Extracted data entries
-- -- --

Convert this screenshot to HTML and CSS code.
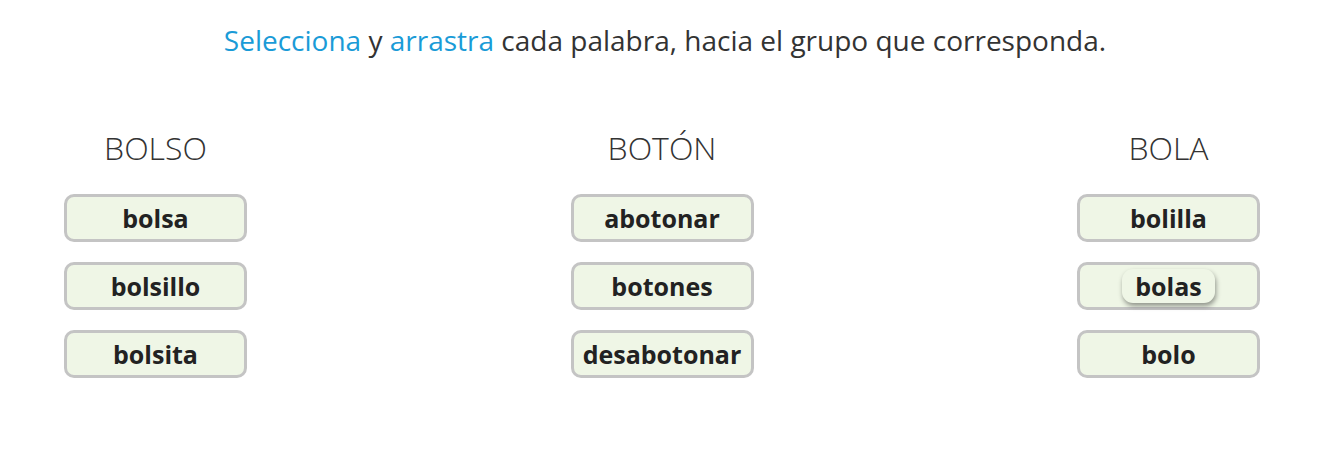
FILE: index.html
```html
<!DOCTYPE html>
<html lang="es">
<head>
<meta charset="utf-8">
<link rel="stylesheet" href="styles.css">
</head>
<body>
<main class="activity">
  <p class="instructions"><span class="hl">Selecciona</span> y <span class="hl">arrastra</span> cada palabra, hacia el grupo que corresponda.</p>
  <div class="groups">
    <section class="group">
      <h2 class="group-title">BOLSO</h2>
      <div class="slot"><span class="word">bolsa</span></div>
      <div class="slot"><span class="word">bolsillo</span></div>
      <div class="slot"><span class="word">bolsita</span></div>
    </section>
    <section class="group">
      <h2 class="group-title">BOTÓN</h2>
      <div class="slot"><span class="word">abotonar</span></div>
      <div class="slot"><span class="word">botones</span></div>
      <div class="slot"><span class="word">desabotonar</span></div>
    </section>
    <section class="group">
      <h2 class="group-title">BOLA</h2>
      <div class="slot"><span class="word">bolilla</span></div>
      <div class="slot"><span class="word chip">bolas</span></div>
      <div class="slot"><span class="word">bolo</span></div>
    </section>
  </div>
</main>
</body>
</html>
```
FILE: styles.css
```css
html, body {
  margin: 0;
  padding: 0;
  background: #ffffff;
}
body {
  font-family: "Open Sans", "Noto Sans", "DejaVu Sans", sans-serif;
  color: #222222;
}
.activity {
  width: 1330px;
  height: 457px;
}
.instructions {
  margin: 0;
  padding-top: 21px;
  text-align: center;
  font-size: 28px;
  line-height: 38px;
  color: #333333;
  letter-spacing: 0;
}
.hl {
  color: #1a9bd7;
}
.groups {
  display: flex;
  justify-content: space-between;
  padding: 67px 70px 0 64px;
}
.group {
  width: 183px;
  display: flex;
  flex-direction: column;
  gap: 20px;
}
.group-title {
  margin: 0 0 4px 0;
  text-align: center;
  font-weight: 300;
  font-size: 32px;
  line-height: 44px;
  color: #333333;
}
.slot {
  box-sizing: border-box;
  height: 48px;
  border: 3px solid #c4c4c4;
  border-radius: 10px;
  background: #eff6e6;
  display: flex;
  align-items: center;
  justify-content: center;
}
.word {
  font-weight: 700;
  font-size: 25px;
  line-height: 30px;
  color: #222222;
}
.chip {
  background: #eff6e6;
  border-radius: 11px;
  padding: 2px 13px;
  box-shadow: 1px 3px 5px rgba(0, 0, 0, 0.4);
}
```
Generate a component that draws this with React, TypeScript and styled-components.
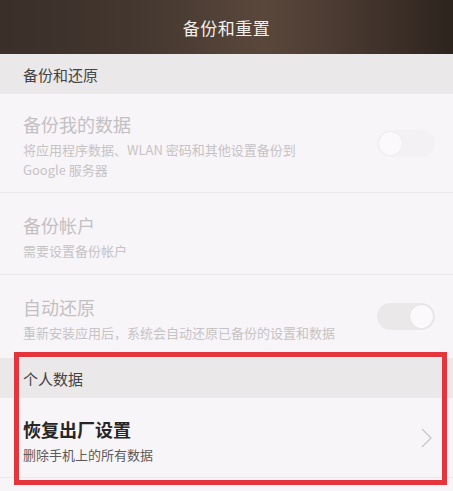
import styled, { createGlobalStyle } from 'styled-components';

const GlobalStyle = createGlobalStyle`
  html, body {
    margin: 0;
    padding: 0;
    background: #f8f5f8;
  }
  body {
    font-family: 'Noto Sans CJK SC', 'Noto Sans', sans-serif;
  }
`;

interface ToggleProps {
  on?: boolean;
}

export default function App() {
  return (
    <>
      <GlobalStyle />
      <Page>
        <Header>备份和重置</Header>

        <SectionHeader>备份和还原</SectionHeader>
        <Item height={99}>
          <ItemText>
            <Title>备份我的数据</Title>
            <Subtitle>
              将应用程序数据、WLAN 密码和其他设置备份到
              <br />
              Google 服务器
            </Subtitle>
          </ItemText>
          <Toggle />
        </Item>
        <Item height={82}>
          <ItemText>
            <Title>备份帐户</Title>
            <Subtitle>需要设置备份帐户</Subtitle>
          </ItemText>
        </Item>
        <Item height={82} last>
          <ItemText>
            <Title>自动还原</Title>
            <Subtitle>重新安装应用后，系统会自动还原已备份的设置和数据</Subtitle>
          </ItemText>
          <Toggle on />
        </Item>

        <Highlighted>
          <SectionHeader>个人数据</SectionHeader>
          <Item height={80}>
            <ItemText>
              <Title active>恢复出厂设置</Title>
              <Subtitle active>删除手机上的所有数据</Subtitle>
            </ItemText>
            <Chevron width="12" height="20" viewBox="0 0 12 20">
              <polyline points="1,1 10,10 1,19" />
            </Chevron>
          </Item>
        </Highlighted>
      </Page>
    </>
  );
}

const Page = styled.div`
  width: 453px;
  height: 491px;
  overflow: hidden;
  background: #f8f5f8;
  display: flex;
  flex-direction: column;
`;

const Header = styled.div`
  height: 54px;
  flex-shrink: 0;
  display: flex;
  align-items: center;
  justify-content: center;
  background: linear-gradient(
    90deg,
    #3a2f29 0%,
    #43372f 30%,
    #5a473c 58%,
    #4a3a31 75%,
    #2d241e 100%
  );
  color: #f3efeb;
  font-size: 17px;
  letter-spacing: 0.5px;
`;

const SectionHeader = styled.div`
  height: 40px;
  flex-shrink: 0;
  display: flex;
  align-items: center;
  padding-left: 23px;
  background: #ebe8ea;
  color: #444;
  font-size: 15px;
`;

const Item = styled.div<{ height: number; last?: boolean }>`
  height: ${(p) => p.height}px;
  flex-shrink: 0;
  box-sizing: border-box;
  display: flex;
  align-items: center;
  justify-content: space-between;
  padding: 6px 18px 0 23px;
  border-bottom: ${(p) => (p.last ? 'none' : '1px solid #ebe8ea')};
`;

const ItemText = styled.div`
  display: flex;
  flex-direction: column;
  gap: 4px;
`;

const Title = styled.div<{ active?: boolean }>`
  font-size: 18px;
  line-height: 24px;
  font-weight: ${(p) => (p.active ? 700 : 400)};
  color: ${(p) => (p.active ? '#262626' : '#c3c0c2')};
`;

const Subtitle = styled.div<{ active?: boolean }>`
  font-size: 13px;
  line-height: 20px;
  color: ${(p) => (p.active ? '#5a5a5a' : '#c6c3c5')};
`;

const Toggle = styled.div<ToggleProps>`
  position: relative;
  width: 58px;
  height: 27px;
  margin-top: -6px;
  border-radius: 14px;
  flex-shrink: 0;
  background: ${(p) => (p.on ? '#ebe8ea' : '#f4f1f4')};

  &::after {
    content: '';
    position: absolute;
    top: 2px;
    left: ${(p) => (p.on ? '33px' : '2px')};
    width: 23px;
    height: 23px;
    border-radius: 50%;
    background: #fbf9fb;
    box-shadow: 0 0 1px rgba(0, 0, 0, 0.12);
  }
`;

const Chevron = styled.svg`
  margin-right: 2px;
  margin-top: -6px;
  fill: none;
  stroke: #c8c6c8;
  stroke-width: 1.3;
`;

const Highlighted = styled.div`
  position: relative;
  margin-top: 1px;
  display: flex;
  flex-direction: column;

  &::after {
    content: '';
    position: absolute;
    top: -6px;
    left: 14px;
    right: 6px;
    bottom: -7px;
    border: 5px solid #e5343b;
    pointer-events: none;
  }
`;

-- -- --

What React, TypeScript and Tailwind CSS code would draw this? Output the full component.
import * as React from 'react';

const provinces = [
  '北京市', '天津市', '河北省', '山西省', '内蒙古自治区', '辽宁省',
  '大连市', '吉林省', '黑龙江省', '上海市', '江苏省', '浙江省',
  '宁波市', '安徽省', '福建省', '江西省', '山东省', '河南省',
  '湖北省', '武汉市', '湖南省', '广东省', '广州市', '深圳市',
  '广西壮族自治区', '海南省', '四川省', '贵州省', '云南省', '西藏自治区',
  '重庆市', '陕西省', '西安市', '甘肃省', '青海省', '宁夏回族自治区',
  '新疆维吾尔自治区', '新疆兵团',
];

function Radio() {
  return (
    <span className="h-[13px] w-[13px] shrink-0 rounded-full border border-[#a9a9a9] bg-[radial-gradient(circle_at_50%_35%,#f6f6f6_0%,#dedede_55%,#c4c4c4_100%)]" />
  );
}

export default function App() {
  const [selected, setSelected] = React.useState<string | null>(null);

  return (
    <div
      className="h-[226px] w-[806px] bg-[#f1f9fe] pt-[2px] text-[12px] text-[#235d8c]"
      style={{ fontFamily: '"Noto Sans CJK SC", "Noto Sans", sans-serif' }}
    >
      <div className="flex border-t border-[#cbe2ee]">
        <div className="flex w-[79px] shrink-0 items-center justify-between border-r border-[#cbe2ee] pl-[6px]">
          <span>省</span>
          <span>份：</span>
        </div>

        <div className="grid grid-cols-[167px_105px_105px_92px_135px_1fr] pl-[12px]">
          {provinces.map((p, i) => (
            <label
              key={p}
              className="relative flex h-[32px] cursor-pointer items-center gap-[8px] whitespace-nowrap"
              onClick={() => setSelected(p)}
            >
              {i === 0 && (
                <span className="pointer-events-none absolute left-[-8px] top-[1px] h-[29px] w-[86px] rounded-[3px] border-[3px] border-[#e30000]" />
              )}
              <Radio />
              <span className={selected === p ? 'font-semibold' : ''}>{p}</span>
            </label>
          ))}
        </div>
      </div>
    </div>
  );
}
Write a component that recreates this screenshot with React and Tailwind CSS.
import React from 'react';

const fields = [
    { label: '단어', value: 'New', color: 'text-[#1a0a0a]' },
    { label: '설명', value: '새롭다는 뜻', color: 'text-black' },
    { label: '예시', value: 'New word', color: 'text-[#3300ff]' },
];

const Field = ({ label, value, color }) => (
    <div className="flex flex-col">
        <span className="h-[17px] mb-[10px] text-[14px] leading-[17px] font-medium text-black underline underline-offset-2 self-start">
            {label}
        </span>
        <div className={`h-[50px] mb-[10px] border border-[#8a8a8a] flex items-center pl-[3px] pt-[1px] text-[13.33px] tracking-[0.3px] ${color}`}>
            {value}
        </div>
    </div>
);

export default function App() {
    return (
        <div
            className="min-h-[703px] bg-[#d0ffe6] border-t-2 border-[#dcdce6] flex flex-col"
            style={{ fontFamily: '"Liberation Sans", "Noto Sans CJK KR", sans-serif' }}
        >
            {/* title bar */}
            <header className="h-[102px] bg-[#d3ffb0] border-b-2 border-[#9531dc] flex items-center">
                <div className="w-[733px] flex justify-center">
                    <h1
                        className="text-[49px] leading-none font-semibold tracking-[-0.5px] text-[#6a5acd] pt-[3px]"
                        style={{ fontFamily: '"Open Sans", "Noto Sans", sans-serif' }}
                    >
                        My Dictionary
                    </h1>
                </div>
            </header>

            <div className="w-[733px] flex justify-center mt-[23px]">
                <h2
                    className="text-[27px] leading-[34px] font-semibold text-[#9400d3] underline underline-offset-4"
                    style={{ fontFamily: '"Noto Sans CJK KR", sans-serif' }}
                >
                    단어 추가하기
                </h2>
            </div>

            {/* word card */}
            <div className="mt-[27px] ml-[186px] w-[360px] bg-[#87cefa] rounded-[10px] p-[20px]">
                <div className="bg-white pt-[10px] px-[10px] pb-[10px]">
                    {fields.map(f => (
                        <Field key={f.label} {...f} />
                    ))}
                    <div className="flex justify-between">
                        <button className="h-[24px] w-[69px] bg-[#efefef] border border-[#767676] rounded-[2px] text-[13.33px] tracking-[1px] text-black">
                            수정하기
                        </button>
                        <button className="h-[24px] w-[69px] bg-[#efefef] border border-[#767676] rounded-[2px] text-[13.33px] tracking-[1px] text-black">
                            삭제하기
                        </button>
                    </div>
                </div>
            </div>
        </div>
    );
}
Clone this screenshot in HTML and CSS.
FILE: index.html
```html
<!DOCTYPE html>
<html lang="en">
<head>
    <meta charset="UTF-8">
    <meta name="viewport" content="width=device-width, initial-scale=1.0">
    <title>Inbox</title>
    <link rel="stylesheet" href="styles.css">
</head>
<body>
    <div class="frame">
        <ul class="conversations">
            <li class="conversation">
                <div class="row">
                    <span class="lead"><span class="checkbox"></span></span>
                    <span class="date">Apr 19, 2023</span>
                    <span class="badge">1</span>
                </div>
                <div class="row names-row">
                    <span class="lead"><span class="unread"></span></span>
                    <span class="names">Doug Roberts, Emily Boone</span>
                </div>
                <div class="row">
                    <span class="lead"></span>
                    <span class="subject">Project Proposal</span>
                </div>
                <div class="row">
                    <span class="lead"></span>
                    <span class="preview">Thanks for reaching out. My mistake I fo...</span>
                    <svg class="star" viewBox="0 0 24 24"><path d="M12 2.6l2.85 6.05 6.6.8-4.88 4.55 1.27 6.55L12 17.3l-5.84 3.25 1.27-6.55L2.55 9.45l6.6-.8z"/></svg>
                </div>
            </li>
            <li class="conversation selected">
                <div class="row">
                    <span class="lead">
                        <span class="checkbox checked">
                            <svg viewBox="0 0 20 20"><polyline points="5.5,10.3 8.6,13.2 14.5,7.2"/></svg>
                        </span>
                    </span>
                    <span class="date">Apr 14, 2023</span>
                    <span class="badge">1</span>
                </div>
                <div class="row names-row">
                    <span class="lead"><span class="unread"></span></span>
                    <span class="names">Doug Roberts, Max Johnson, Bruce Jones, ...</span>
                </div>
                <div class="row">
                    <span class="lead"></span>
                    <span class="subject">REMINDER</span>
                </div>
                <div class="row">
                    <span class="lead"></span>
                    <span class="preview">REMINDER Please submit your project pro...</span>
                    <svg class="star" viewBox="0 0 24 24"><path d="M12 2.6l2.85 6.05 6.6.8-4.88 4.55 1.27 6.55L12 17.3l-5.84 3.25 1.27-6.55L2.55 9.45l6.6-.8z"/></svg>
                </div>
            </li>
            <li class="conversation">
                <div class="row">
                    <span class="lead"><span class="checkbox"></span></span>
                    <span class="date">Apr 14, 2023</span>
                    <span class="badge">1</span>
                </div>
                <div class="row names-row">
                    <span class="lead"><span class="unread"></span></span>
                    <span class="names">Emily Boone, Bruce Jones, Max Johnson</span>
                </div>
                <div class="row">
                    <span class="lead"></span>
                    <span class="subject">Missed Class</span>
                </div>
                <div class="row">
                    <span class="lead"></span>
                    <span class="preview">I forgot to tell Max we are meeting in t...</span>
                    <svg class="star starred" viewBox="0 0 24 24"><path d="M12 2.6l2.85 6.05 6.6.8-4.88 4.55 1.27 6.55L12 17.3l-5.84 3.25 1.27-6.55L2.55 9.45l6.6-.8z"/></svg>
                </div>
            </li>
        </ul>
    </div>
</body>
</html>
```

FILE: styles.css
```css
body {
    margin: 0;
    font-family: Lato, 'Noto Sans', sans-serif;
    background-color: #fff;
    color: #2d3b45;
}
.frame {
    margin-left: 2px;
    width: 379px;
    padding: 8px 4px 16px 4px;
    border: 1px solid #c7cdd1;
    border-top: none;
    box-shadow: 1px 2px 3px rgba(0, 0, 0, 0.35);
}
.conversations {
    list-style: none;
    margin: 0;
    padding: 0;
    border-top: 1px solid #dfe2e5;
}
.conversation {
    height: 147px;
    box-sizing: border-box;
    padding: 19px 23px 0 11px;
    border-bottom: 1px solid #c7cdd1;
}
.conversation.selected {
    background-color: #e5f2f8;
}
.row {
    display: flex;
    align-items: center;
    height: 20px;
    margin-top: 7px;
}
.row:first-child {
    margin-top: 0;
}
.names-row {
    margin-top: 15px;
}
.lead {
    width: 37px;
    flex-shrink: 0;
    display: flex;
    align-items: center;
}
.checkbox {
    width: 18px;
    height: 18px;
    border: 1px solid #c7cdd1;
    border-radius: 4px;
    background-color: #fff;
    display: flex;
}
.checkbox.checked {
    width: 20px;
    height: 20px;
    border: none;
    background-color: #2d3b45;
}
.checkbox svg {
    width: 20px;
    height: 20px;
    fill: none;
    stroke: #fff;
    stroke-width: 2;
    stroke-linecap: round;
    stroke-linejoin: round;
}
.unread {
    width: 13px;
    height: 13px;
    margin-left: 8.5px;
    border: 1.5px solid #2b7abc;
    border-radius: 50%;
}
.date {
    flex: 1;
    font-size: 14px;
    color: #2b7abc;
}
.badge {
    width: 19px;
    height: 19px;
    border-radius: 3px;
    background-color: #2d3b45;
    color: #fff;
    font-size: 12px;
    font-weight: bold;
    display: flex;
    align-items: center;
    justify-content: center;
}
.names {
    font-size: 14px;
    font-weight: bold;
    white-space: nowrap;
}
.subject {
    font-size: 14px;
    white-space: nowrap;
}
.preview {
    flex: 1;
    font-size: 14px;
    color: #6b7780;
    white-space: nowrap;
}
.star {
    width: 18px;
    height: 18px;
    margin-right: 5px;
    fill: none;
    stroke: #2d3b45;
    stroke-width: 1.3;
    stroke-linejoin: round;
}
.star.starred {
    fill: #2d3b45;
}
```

-- -- --

## Instructions to follow
Above are records with pictures. Reproduce exactly only the lines from the line with "Generate a component" through the line with "<Header>备份和重置</Header>", both ends included, and leave the pictures out.

## Output for this exercise
Generate a component that draws this with React, TypeScript and styled-components.
import styled, { createGlobalStyle } from 'styled-components';

const GlobalStyle = createGlobalStyle`
  html, body {
    margin: 0;
    padding: 0;
    background: #f8f5f8;
  }
  body {
    font-family: 'Noto Sans CJK SC', 'Noto Sans', sans-serif;
  }
`;

interface ToggleProps {
  on?: boolean;
}

export default function App() {
  return (
    <>
      <GlobalStyle />
      <Page>
        <Header>备份和重置</Header>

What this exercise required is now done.